* What you have to do
Output every line of the material exactly, omitting images.

* Material provided

+++

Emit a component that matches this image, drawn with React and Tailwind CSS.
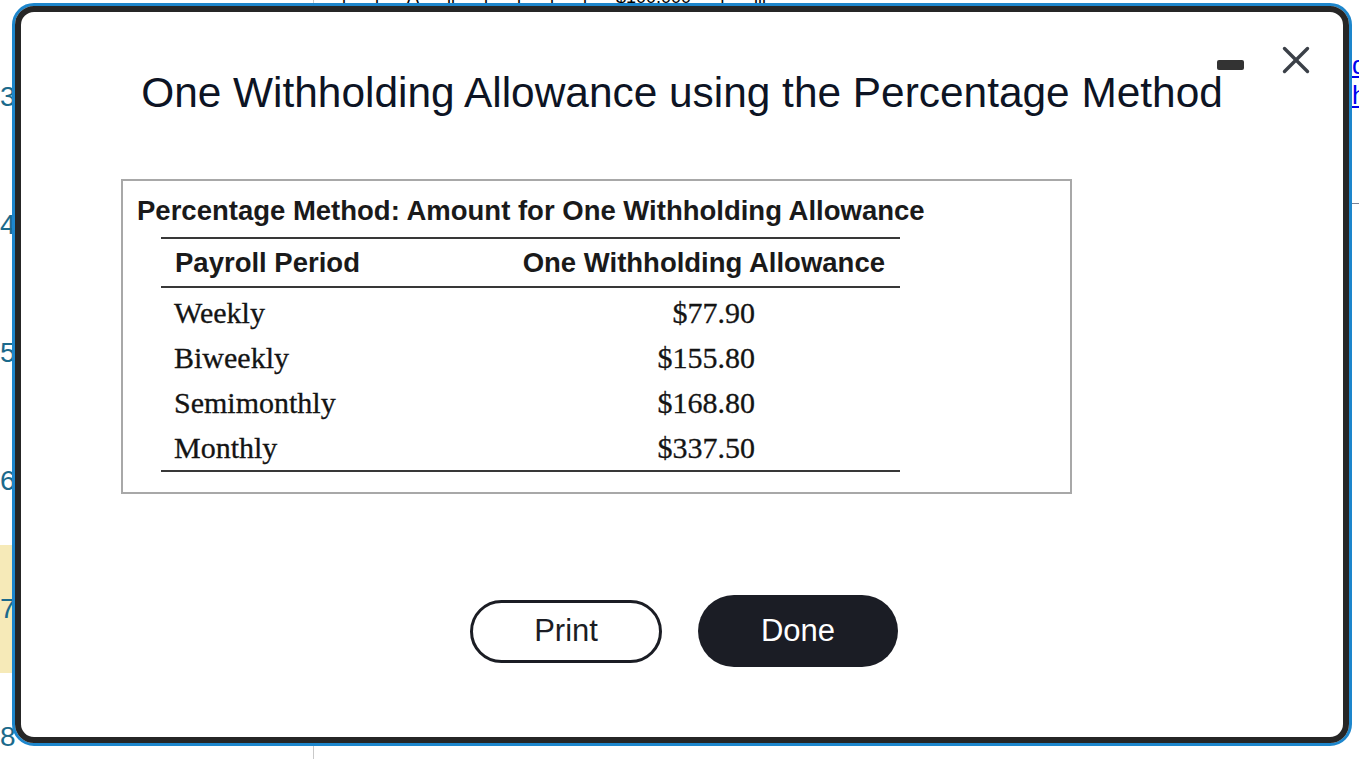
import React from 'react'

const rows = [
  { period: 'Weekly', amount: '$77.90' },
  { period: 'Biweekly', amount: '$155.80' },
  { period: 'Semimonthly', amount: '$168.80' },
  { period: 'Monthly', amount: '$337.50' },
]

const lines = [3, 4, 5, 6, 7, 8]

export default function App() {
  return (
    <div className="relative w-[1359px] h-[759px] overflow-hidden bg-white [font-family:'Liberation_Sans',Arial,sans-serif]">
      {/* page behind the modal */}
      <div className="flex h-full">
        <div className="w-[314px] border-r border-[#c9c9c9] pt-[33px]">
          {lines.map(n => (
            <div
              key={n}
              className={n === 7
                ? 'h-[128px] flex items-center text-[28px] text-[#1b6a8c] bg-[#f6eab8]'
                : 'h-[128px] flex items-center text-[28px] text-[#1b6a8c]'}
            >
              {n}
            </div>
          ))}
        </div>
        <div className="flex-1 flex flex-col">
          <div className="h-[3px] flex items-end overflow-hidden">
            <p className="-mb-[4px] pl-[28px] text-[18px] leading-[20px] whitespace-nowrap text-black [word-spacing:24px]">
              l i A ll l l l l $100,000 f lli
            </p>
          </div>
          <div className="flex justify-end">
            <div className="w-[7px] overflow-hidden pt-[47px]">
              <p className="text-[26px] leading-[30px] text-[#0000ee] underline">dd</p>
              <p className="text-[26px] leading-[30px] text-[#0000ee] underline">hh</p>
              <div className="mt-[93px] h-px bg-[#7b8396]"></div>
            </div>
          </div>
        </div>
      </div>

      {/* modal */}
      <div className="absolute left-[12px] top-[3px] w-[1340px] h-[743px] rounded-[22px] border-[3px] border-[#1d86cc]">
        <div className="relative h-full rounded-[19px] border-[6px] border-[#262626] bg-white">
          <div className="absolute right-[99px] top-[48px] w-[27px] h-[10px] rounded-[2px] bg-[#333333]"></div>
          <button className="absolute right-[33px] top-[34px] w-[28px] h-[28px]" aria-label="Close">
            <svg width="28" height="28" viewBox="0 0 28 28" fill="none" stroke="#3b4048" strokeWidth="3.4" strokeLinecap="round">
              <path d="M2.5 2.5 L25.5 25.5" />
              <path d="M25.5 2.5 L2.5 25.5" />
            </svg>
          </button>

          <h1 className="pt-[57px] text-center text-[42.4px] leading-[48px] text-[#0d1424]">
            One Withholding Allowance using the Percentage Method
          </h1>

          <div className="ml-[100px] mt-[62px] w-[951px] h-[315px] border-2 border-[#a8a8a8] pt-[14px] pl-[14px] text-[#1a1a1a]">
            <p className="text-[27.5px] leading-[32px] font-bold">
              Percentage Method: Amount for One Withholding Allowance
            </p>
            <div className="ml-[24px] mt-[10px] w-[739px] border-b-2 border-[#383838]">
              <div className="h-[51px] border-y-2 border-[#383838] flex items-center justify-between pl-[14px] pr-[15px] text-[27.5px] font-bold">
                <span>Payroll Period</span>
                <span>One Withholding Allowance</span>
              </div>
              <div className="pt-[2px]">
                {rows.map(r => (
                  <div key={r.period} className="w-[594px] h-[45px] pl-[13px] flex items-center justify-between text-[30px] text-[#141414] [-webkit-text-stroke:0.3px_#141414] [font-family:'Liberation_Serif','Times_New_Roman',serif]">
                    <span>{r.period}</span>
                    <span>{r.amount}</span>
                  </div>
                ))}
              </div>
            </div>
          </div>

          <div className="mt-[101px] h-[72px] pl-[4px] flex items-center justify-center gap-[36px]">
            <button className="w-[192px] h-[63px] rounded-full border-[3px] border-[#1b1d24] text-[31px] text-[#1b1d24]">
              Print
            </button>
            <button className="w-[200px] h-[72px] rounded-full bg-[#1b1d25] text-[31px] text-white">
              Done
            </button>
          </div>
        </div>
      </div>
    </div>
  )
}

+++

* Response
Emit a component that matches this image, drawn with React and Tailwind CSS.
import React from 'react'

const rows = [
  { period: 'Weekly', amount: '$77.90' },
  { period: 'Biweekly', amount: '$155.80' },
  { period: 'Semimonthly', amount: '$168.80' },
  { period: 'Monthly', amount: '$337.50' },
]

const lines = [3, 4, 5, 6, 7, 8]

export default function App() {
  return (
    <div className="relative w-[1359px] h-[759px] overflow-hidden bg-white [font-family:'Liberation_Sans',Arial,sans-serif]">
      {/* page behind the modal */}
      <div className="flex h-full">
        <div className="w-[314px] border-r border-[#c9c9c9] pt-[33px]">
          {lines.map(n => (
            <div
              key={n}
              className={n === 7
                ? 'h-[128px] flex items-center text-[28px] text-[#1b6a8c] bg-[#f6eab8]'
                : 'h-[128px] flex items-center text-[28px] text-[#1b6a8c]'}
            >
              {n}
            </div>
          ))}
        </div>
        <div className="flex-1 flex flex-col">
          <div className="h-[3px] flex items-end overflow-hidden">
            <p className="-mb-[4px] pl-[28px] text-[18px] leading-[20px] whitespace-nowrap text-black [word-spacing:24px]">
              l i A ll l l l l $100,000 f lli
            </p>
          </div>
          <div className="flex justify-end">
            <div className="w-[7px] overflow-hidden pt-[47px]">
              <p className="text-[26px] leading-[30px] text-[#0000ee] underline">dd</p>
              <p className="text-[26px] leading-[30px] text-[#0000ee] underline">hh</p>
              <div className="mt-[93px] h-px bg-[#7b8396]"></div>
            </div>
          </div>
        </div>
      </div>

      {/* modal */}
      <div className="absolute left-[12px] top-[3px] w-[1340px] h-[743px] rounded-[22px] border-[3px] border-[#1d86cc]">
        <div className="relative h-full rounded-[19px] border-[6px] border-[#262626] bg-white">
          <div className="absolute right-[99px] top-[48px] w-[27px] h-[10px] rounded-[2px] bg-[#333333]"></div>
          <button className="absolute right-[33px] top-[34px] w-[28px] h-[28px]" aria-label="Close">
            <svg width="28" height="28" viewBox="0 0 28 28" fill="none" stroke="#3b4048" strokeWidth="3.4" strokeLinecap="round">
              <path d="M2.5 2.5 L25.5 25.5" />
              <path d="M25.5 2.5 L2.5 25.5" />
            </svg>
          </button>

          <h1 className="pt-[57px] text-center text-[42.4px] leading-[48px] text-[#0d1424]">
            One Withholding Allowance using the Percentage Method
          </h1>

          <div className="ml-[100px] mt-[62px] w-[951px] h-[315px] border-2 border-[#a8a8a8] pt-[14px] pl-[14px] text-[#1a1a1a]">
            <p className="text-[27.5px] leading-[32px] font-bold">
              Percentage Method: Amount for One Withholding Allowance
            </p>
            <div className="ml-[24px] mt-[10px] w-[739px] border-b-2 border-[#383838]">
              <div className="h-[51px] border-y-2 border-[#383838] flex items-center justify-between pl-[14px] pr-[15px] text-[27.5px] font-bold">
                <span>Payroll Period</span>
                <span>One Withholding Allowance</span>
              </div>
              <div className="pt-[2px]">
                {rows.map(r => (
                  <div key={r.period} className="w-[594px] h-[45px] pl-[13px] flex items-center justify-between text-[30px] text-[#141414] [-webkit-text-stroke:0.3px_#141414] [font-family:'Liberation_Serif','Times_New_Roman',serif]">
                    <span>{r.period}</span>
                    <span>{r.amount}</span>
                  </div>
                ))}
              </div>
            </div>
          </div>

          <div className="mt-[101px] h-[72px] pl-[4px] flex items-center justify-center gap-[36px]">
            <button className="w-[192px] h-[63px] rounded-full border-[3px] border-[#1b1d24] text-[31px] text-[#1b1d24]">
              Print
            </button>
            <button className="w-[200px] h-[72px] rounded-full bg-[#1b1d25] text-[31px] text-white">
              Done
            </button>
          </div>
        </div>
      </div>
    </div>
  )
}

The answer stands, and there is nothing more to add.